New Adjustments for Pedestrians and Bicycles
A Federal Highway Administration research project was recently completed which detailed the effect that pedestrians and bicycles have on turning traffic at signalized intersections. The results of this research have been implemented in the HCM2000 in a manner that now allows us to quantify in a much more detailed and precise way how these alternate modes will affect signal operation and performance. These effects, which were previously included in the turning traffic adjustment factors, have now been separated out into their own satflow adjustment factors so they can be modeled separately and the effects of various designs can be observed directly. This is an important step forward for facilities where pedestrians and/or bicycles are a significant part of the total traffic mix.
Protected-Permitted Left Turn Model Changes
Yet another minor improvement has been made to the permitted left turn model in a continuing effort to make this complex model as realistic as possible.
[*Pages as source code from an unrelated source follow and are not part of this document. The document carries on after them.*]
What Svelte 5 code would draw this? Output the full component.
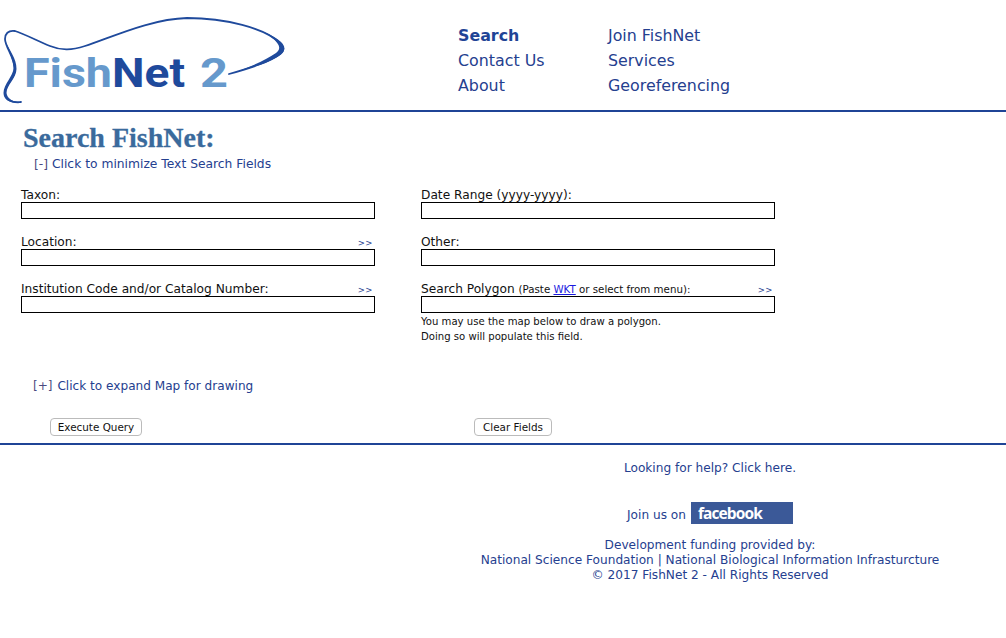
<script>
  const left = [
    { label: 'Taxon:' },
    { label: 'Location:', more: true },
    { label: 'Institution Code and/or Catalog Number:', more: true }
  ];
</script>

<div class="page">
  <header class="header">
    <svg class="logo" width="300" height="110" viewBox="0 0 300 110" aria-label="FishNet 2 logo">
      <path class="fish" d="M229 74 C250 68 270 62 280 54 C285 50 284 47 280 43 C265 28 225 18 187 18 C150 19 110 38 85 46 C72 50 62 51 50 46 C38 41 22 33 15 31 C8 30 5 34 5 39 C5 47 15 58 15 70 C15 78 5 84 5 93 C5 100 12 103 21 102" />
      <path class="taper" d="M236 72 C252 68 271 62 281 54.5 C286 50 285 46 281 42 C277 38 271 35 264 32 C270 36 276 40 278.5 45 C280 48 279 51 276 53 C266 60 252 66 236 72 Z" />
      <path class="taper" d="M6 42 C8 50 13 58 13.5 68 C13.5 76 3.5 84 3.5 93 C3.5 100 11 104 21 103 C14 102 7 99 6.5 93 C6.5 85 16.5 78 16.5 69 C16.5 58 9 50 6 42 Z" />
      <text class="logo-text light" x="24" y="87" textLength="88" lengthAdjust="spacingAndGlyphs">Fish</text>
      <text class="logo-text dark" x="112" y="87" textLength="73" lengthAdjust="spacingAndGlyphs">Net</text>
      <text class="logo-text light" x="200" y="87" textLength="28" lengthAdjust="spacingAndGlyphs">2</text>
    </svg>
    <nav class="nav">
      <a class="active" href="#s">Search</a>
      <a href="#j">Join FishNet</a>
      <a href="#c">Contact Us</a>
      <a href="#v">Services</a>
      <a href="#a">About</a>
      <a href="#g">Georeferencing</a>
    </nav>
  </header>

  <main class="main">
    <h1>Search FishNet:</h1>
    <p class="toggle first"><span class="mark">[-]</span> Click to minimize Text Search Fields</p>

    <div class="fields">
      <div class="col">
        {#each left as f}
          <div class="field">
            <div class="label-row"><label for={f.label}>{f.label}</label>{#if f.more}<span class="more">&gt;&gt;</span>{/if}</div>
            <input id={f.label} />
          </div>
        {/each}
      </div>
      <div class="col">
        <div class="field">
          <div class="label-row"><label for="dr">Date Range (yyyy-yyyy):</label></div>
          <input id="dr" />
        </div>
        <div class="field">
          <div class="label-row"><label for="ot">Other:</label></div>
          <input id="ot" />
        </div>
        <div class="field">
          <div class="label-row"><label for="po">Search Polygon <small>(Paste <a href="#w">WKT</a> or select from menu):</small></label><span class="more">&gt;&gt;</span></div>
          <input id="po" />
          <p class="hint">You may use the map below to draw a polygon.<br />Doing so will populate this field.</p>
        </div>
      </div>
    </div>

    <p class="toggle second"><span class="mark">[+]</span> Click to expand Map for drawing</p>

    <div class="actions">
      <button class="exec">Execute Query</button>
      <button class="clear">Clear Fields</button>
    </div>
  </main>

  <footer class="footer">
    <p class="help">Looking for help? Click here.</p>
    <div class="join"><span>Join us on</span><span class="fb">facebook</span></div>
    <p class="credits">Development funding provided by:<br />National Science Foundation | National Biological Information Infrasturcture<br />© 2017 FishNet 2 - All Rights Reserved</p>
  </footer>
</div>

<style>
  :global(body) { margin: 0; background: #fff; }
  .page { width: 1006px; height: 638px; overflow: hidden; font-family: "DejaVu Sans", Verdana, sans-serif; color: #1f3f8f; }
  .header { height: 110px; display: flex; border-bottom: 2px solid #1f4496; }
  .logo { display: block; flex: none; }
  .fish { fill: none; stroke: #1f4a9c; stroke-width: 1.8; stroke-linecap: round; }
  .taper { fill: #1f4a9c; }
  .logo-text { font-family: Roboto, "DejaVu Sans", sans-serif; font-weight: 700; font-size: 41px; }
  .light { fill: #6699cc; }
  .dark { fill: #1f4a9c; }
  .nav { margin-left: 158px; padding-top: 23px; display: grid; grid-template-columns: 150px 150px; grid-auto-rows: 25px; font-size: 15.85px; line-height: 25px; }
  .nav a { color: #25408f; text-decoration: none; }
  .nav a.active { font-weight: 700; color: #1f4496; }
  .main { box-sizing: border-box; height: 331px; padding: 11px 0 0 21px; position: relative; }
  h1 { margin: 0 0 0 2px; font: 700 28px/30px "Liberation Serif", "Times New Roman", serif; color: #3a6a9c; -webkit-text-stroke: 0.3px #3a6a9c; }
  .toggle { margin: 0; font-size: 12.3px; line-height: 16px; color: #25408f; }
  .mark { color: #4a4a80; }
  .first { margin: 3px 0 0 13px; }
  .fields { display: flex; gap: 46px; margin-top: 15px; }
  .col { width: 354px; display: flex; flex-direction: column; gap: 15px; }
  .field { display: flex; flex-direction: column; }
  .label-row { display: flex; justify-content: space-between; align-items: flex-start; height: 15px; padding-right: 2px; }
  label { font-size: 12.2px; line-height: 16px; color: #111; }
  small { font-size: 10.25px; }
  small a { color: #1a1ae0; }
  .more { align-self: flex-end; font-size: 8.5px; line-height: 11px; color: #25408f; letter-spacing: 0.5px; }
  input { box-sizing: border-box; width: 354px; height: 17px; margin: 0; padding: 0; border: 1px solid #000; background: #fff; display: block; border-radius: 0; outline: none; }
  .hint { margin: 0; font-size: 10.1px; line-height: 15px; color: #111; padding-top: 1px; }
  .second { position: absolute; left: 33px; top: 266px; font-size: 12.1px; }
  .second .mark { margin-right: 1px; }
  .actions { position: absolute; left: 50px; top: 306px; }
  button { position: absolute; top: 0; height: 18px; box-sizing: border-box; padding: 0; background: #fff; border: 1px solid #bbb; border-radius: 4px; font: 10.4px/16px "DejaVu Sans", Verdana, sans-serif; color: #111; white-space: nowrap; }
  .exec { left: 0; width: 92px; }
  .clear { left: 424px; width: 78px; }
  .footer { box-sizing: border-box; border-top: 2px solid #1f4496; text-align: center; padding-left: 414px; width: 1006px; font-size: 12.15px; line-height: 15px; color: #25408f; }
  .footer p { margin: 0; }
  .help { padding-top: 16px; }
  .join { display: flex; justify-content: center; align-items: flex-end; gap: 5px; margin-top: 26px; height: 22px; }
  .join span:first-child { line-height: 15px; padding-bottom: 1px; }
  .fb { width: 102px; height: 22px; box-sizing: border-box; background: #3b5998; color: #fff; font: 700 15.5px/22px "Open Sans", sans-serif; letter-spacing: -0.9px; text-align: left; padding-left: 7px; }
  .credits { margin-top: 14px !important; }
</style>
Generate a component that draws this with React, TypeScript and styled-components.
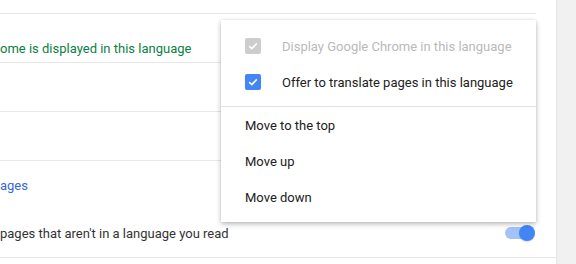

In the HCM2000 an older model for treating protected-permitted left turns which make their movement from a shared through lane (called Case 6 turns) has been updated so it is consistent with how both the protected and permitted movements are made on their own from a shared lane, as well as consistent with how a protected-permitted turn is handled from an exclusive turn lane. New terminology for this condition has also been established so it can be concisely described without a mouthful of words: the complete old terminology was "protected-plus-permitted or permitted-plus-protected left turn" where the new terminology is simply "compound left turn".
The changes made to the signalized intersections methods of the Highway Capacity Manual in 1997 and 2000 constitute major improvements in our ability to model signalized intersection conditions more accurately. As a result, we have been empowered to make better assessments of the impacts of various potential or projected changes to our signalized conditions, as well as to create better designs to accommodate these conditions in the future.